— What to work on —
Repeat, exactly and completely, the material that follows. Omit the pictures.

— Source material —
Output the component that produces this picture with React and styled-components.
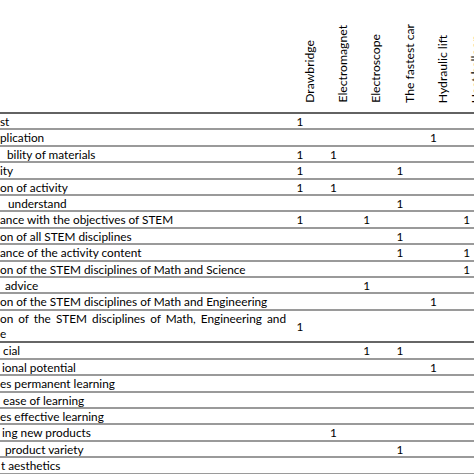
import React from 'react';
import styled, { createGlobalStyle } from 'styled-components';

const GlobalStyle = createGlobalStyle`
  html, body {
    margin: 0;
    padding: 0;
    background: #ffffff;
    overflow: hidden;
  }
  body {
    font-family: Lato, "Liberation Sans", sans-serif;
    color: #000000;
  }
`;

const LABEL_W = 283.33;
const COL_W = 33.33;

const Page = styled.div`
  width: 474px;
  height: 474px;
  overflow: hidden;
`;

const Sheet = styled.div`
  width: ${LABEL_W + COL_W * 6}px;
  font-size: 11.8px;
`;

const HeaderRow = styled.div`
  display: grid;
  grid-template-columns: ${LABEL_W}px repeat(6, ${COL_W}px);
  height: 114px;
  box-sizing: border-box;
  border-bottom: 2px solid #626262;
`;

const HeadCell = styled.div`
  display: flex;
  justify-content: flex-end;
  align-items: flex-end;
  padding-bottom: 9px;
  box-sizing: border-box;
  font-size: 12.2px;
`;

const VerticalText = styled.span`
  writing-mode: vertical-rl;
  transform: rotate(180deg);
  line-height: 15px;
  white-space: nowrap;
`;

const Row = styled.div`
  display: grid;
  grid-template-columns: ${LABEL_W}px repeat(6, ${COL_W}px);
  height: ${({ $tall }) => ($tall ? 32.8 : 16.4)}px;
  box-sizing: border-box;
  border-bottom: 2px solid ${({ $thick }) => ($thick ? '#666666' : '#9a9a9a')};
  align-items: center;
`;

const Label = styled.div`
  white-space: nowrap;
  padding-left: ${({ $indent }) => $indent || 0}px;
  line-height: 15px;
`;

const JustifiedLine = styled.div`
  width: 286px;
  text-align: justify;
  text-align-last: justify;
  white-space: nowrap;
  line-height: 15px;
`;

const Mark = styled.div`
  text-align: center;
  line-height: 15px;
`;

const columns = ['Drawbridge', 'Electromagnet', 'Electroscope', 'The fastest car', 'Hydraulic lift', 'Heat balloon'];

const rows = [
  { label: 'st', marks: [0] },
  { label: 'plication', indent: -2, marks: [4] },
  { label: 'bility of materials', indent: 7, marks: [0, 1] },
  { label: 'ity', marks: [0, 3] },
  { label: 'on of activity', indent: -1, marks: [0, 1] },
  { label: 'understand', indent: 8, marks: [3] },
  { label: 'ance with the objectives of STEM', marks: [0, 2, 5] },
  { label: 'on of all STEM disciplines', indent: -1, marks: [3] },
  { label: 'ance of the activity content', marks: [3, 5] },
  { label: 'on of the STEM disciplines of Math and Science', indent: -1, marks: [5] },
  { label: 'advice', indent: 5, marks: [2] },
  { label: 'on of the STEM disciplines of Math and Engineering', indent: -1, marks: [4] },
  { lines: ['on of the STEM disciplines of Math, Engineering and', 'e'], marks: [0], tall: true, thick: true },
  { label: 'cial', indent: 3, marks: [2, 3] },
  { label: 'ional potential', indent: 2, marks: [4] },
  { label: 'es permanent learning', marks: [] },
  { label: 'ease of learning', indent: 3, marks: [] },
  { label: 'es effective learning', marks: [] },
  { label: 'ing new products', indent: 2, marks: [1] },
  { label: 'product variety', indent: 5, marks: [3] },
  { label: 't aesthetics', indent: 1, marks: [] },
];

const App = () => (
  <Page>
    <GlobalStyle />
    <Sheet>
      <HeaderRow>
        <div />
        {columns.map((c) => (
          <HeadCell key={c}>
            <VerticalText>{c}</VerticalText>
          </HeadCell>
        ))}
      </HeaderRow>
      {rows.map((r, i) => (
        <Row key={i} $tall={r.tall} $thick={r.thick}>
          {r.lines ? (
            <div>
              <JustifiedLine>{r.lines[0]}</JustifiedLine>
              <Label>{r.lines[1]}</Label>
            </div>
          ) : (
            <Label $indent={r.indent}>{r.label}</Label>
          )}
          {columns.map((c, k) => (
            <Mark key={c}>{r.marks.includes(k) ? '1' : ''}</Mark>
          ))}
        </Row>
      ))}
    </Sheet>
  </Page>
);

export default App;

— Reply to the task —
Output the component that produces this picture with React and styled-components.
import React from 'react';
import styled, { createGlobalStyle } from 'styled-components';

const GlobalStyle = createGlobalStyle`
  html, body {
    margin: 0;
    padding: 0;
    background: #ffffff;
    overflow: hidden;
  }
  body {
    font-family: Lato, "Liberation Sans", sans-serif;
    color: #000000;
  }
`;

const LABEL_W = 283.33;
const COL_W = 33.33;

const Page = styled.div`
  width: 474px;
  height: 474px;
  overflow: hidden;
`;

const Sheet = styled.div`
  width: ${LABEL_W + COL_W * 6}px;
  font-size: 11.8px;
`;

const HeaderRow = styled.div`
  display: grid;
  grid-template-columns: ${LABEL_W}px repeat(6, ${COL_W}px);
  height: 114px;
  box-sizing: border-box;
  border-bottom: 2px solid #626262;
`;

const HeadCell = styled.div`
  display: flex;
  justify-content: flex-end;
  align-items: flex-end;
  padding-bottom: 9px;
  box-sizing: border-box;
  font-size: 12.2px;
`;

const VerticalText = styled.span`
  writing-mode: vertical-rl;
  transform: rotate(180deg);
  line-height: 15px;
  white-space: nowrap;
`;

const Row = styled.div`
  display: grid;
  grid-template-columns: ${LABEL_W}px repeat(6, ${COL_W}px);
  height: ${({ $tall }) => ($tall ? 32.8 : 16.4)}px;
  box-sizing: border-box;
  border-bottom: 2px solid ${({ $thick }) => ($thick ? '#666666' : '#9a9a9a')};
  align-items: center;
`;

const Label = styled.div`
  white-space: nowrap;
  padding-left: ${({ $indent }) => $indent || 0}px;
  line-height: 15px;
`;

const JustifiedLine = styled.div`
  width: 286px;
  text-align: justify;
  text-align-last: justify;
  white-space: nowrap;
  line-height: 15px;
`;

const Mark = styled.div`
  text-align: center;
  line-height: 15px;
`;

const columns = ['Drawbridge', 'Electromagnet', 'Electroscope', 'The fastest car', 'Hydraulic lift', 'Heat balloon'];

const rows = [
  { label: 'st', marks: [0] },
  { label: 'plication', indent: -2, marks: [4] },
  { label: 'bility of materials', indent: 7, marks: [0, 1] },
  { label: 'ity', marks: [0, 3] },
  { label: 'on of activity', indent: -1, marks: [0, 1] },
  { label: 'understand', indent: 8, marks: [3] },
  { label: 'ance with the objectives of STEM', marks: [0, 2, 5] },
  { label: 'on of all STEM disciplines', indent: -1, marks: [3] },
  { label: 'ance of the activity content', marks: [3, 5] },
  { label: 'on of the STEM disciplines of Math and Science', indent: -1, marks: [5] },
  { label: 'advice', indent: 5, marks: [2] },
  { label: 'on of the STEM disciplines of Math and Engineering', indent: -1, marks: [4] },
  { lines: ['on of the STEM disciplines of Math, Engineering and', 'e'], marks: [0], tall: true, thick: true },
  { label: 'cial', indent: 3, marks: [2, 3] },
  { label: 'ional potential', indent: 2, marks: [4] },
  { label: 'es permanent learning', marks: [] },
  { label: 'ease of learning', indent: 3, marks: [] },
  { label: 'es effective learning', marks: [] },
  { label: 'ing new products', indent: 2, marks: [1] },
  { label: 'product variety', indent: 5, marks: [3] },
  { label: 't aesthetics', indent: 1, marks: [] },
];

const App = () => (
  <Page>
    <GlobalStyle />
    <Sheet>
      <HeaderRow>
        <div />
        {columns.map((c) => (
          <HeadCell key={c}>
            <VerticalText>{c}</VerticalText>
          </HeadCell>
        ))}
      </HeaderRow>
      {rows.map((r, i) => (
        <Row key={i} $tall={r.tall} $thick={r.thick}>
          {r.lines ? (
            <div>
              <JustifiedLine>{r.lines[0]}</JustifiedLine>
              <Label>{r.lines[1]}</Label>
            </div>
          ) : (
            <Label $indent={r.indent}>{r.label}</Label>
          )}
          {columns.map((c, k) => (
            <Mark key={c}>{r.marks.includes(k) ? '1' : ''}</Mark>
          ))}
        </Row>
      ))}
    </Sheet>
  </Page>
);

export default App;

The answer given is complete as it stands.